Opposition leader Benjamin Netanyahu in the Knesset, last month.Credit: Ohad Zwigenberg

The bloc of parties supporting opposition leader Benjamin Netanyahu is projected to win 60 of the Knesset's 120 seats in the November 1 election, Channel 13 news said in a poll released Tuesday, while the left wing has receded amid slight strengthening in the centrist parties.

Netanyahu's Likud party is forecast to be the largest party, with 35 seats, identical to what Sunday's Kan poll found. Prime Minister Yair Lapid's Yesh Atid is trailing behind with 24 seats, up from 22 in last week's poll, and the Kahol Lavan-New Hope bloc, headed by Defense Minister Benny Gantz and Justice Minister Gideon Sa'ar, ticked up to 13 from last week's 12.
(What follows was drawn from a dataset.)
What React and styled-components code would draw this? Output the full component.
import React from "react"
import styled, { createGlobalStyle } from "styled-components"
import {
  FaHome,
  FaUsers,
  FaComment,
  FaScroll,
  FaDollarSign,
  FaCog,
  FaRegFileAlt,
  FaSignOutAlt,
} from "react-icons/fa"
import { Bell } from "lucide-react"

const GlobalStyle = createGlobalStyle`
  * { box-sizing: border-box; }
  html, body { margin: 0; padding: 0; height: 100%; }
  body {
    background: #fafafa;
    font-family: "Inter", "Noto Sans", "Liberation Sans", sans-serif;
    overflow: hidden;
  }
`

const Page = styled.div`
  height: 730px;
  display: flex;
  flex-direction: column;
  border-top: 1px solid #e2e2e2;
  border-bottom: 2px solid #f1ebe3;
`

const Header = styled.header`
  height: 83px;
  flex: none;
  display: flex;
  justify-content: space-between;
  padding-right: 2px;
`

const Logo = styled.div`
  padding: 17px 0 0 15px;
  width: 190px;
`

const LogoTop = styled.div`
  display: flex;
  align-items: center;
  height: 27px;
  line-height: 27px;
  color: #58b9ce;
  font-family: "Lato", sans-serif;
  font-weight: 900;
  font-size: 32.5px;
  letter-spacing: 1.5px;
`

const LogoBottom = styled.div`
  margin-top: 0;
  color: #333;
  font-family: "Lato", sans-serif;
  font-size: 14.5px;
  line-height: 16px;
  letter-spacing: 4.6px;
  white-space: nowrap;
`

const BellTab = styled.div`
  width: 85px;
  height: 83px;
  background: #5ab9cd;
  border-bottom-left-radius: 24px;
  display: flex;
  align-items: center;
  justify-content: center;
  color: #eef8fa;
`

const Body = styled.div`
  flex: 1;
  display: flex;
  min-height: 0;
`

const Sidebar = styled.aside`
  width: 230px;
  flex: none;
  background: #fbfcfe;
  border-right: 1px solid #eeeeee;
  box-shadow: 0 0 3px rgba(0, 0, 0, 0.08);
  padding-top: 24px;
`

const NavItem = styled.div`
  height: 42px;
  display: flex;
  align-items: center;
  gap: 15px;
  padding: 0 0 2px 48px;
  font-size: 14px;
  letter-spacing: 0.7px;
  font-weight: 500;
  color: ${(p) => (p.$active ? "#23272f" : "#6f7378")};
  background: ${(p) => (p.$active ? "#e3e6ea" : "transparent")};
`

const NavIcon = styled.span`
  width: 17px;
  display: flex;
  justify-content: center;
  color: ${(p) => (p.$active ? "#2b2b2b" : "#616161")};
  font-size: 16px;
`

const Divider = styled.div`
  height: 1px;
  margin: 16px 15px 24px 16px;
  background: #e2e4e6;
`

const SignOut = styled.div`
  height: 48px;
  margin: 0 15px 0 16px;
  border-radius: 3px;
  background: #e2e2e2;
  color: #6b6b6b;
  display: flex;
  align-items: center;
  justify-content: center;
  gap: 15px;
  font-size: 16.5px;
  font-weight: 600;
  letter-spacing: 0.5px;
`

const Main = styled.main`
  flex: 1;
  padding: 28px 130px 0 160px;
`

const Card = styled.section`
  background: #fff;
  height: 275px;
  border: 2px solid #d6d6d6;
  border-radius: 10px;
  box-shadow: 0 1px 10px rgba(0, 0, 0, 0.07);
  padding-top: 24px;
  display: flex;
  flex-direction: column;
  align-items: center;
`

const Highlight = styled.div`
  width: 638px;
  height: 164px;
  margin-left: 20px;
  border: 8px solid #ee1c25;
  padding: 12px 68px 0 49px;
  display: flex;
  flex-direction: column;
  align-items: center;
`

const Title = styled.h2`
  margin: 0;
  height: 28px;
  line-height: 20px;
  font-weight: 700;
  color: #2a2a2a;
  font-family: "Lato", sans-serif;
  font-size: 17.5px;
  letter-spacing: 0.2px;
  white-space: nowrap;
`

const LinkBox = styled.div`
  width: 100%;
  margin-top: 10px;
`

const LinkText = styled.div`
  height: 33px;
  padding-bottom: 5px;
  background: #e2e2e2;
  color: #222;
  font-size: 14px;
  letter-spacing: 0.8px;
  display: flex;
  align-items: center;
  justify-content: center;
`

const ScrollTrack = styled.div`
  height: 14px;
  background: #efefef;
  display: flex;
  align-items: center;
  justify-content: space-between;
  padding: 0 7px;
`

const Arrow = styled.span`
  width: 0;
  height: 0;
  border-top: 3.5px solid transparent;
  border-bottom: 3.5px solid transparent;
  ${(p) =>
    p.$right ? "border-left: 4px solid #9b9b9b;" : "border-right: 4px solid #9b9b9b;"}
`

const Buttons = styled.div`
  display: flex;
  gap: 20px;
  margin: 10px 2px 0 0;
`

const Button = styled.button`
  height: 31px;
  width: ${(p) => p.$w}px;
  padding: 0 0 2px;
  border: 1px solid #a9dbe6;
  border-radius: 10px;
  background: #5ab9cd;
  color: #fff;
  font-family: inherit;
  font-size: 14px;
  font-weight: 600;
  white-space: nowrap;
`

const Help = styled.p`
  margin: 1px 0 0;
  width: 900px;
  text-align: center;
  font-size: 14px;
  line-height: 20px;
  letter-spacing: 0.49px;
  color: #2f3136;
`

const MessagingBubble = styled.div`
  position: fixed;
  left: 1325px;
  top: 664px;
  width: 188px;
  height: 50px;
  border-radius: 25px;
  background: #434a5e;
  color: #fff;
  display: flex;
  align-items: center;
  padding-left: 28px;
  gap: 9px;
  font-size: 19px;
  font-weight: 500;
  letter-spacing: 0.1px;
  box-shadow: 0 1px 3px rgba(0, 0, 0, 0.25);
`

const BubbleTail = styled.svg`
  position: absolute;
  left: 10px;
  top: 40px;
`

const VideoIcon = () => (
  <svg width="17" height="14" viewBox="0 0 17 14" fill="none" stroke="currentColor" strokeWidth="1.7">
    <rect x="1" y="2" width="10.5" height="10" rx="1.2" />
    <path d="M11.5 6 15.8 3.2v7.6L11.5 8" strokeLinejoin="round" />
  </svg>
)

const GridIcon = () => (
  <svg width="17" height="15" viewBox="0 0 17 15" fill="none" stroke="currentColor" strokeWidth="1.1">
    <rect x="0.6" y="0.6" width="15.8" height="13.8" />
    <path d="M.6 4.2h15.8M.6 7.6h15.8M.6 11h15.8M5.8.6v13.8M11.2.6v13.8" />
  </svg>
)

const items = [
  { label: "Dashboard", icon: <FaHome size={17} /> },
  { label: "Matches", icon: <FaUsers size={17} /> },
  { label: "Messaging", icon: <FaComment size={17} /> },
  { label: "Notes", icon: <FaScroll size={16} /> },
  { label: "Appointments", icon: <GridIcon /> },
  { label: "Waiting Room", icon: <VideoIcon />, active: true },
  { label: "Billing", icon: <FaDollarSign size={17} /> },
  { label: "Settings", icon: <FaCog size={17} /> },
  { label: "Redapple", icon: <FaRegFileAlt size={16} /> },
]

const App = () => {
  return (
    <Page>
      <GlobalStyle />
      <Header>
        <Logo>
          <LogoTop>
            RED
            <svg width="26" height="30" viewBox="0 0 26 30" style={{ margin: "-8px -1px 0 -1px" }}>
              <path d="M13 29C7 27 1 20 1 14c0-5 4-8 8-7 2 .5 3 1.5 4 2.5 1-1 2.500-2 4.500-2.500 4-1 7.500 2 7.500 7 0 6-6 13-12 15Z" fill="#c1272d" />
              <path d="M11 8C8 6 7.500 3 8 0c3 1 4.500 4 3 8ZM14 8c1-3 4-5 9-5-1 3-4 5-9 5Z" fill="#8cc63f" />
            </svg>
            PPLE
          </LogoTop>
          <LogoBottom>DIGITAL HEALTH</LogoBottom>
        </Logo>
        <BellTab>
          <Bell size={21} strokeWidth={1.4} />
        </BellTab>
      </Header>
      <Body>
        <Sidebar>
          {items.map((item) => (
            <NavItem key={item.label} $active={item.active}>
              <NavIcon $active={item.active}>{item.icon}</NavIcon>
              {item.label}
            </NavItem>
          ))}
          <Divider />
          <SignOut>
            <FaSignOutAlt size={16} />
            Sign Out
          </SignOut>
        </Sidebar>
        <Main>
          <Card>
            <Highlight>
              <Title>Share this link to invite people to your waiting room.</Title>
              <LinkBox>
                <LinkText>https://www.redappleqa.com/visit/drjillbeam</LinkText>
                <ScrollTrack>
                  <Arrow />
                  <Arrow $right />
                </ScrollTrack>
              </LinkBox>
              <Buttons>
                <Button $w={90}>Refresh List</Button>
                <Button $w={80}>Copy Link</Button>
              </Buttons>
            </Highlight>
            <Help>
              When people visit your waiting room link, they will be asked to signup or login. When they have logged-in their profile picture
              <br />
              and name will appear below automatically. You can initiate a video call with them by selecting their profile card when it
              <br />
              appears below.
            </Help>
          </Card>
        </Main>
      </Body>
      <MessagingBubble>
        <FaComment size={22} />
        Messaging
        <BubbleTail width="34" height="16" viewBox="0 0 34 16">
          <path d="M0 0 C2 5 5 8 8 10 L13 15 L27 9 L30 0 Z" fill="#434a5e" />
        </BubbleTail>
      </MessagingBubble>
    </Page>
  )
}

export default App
Left-wing parties Labor and Meretz both lost ground from last week's Channel 13 poll: the former to 4 from 6, and the latter to 4 from 5. Labor leader Merav Michaeli has been stalwart in her opposition to merging the two parties, whereas Meretz chief Zehava Galon has called for unifying in order "to save the bloc," she said last week on Channel 12.

Galon has also told Lapid she won't stand in the way of anything he may need to do to form the next government following his current stint as caretaker premier.

Religious Zionism gained a seat this week from last week's results, while United Torah Judaism and Yisrael Beitenu lost one apiece.

Finally, Ayelet Shaked's struggling Yamina party did not make it past the 3.25 percent electoral threshold in the latest poll.

The poll also found that 40 percent of respondents preferred a government that includes far-right lawmaker Itamar Ben Gvir, while 20 percent preferred one that includes the United Arab List and another 30 percent said neither were preferable.

The survey was conducted on Monday by Prof. Camille Fox among 721 respondents, a representative sample of the Israeli public. The sampling error stood at 3.7 percent.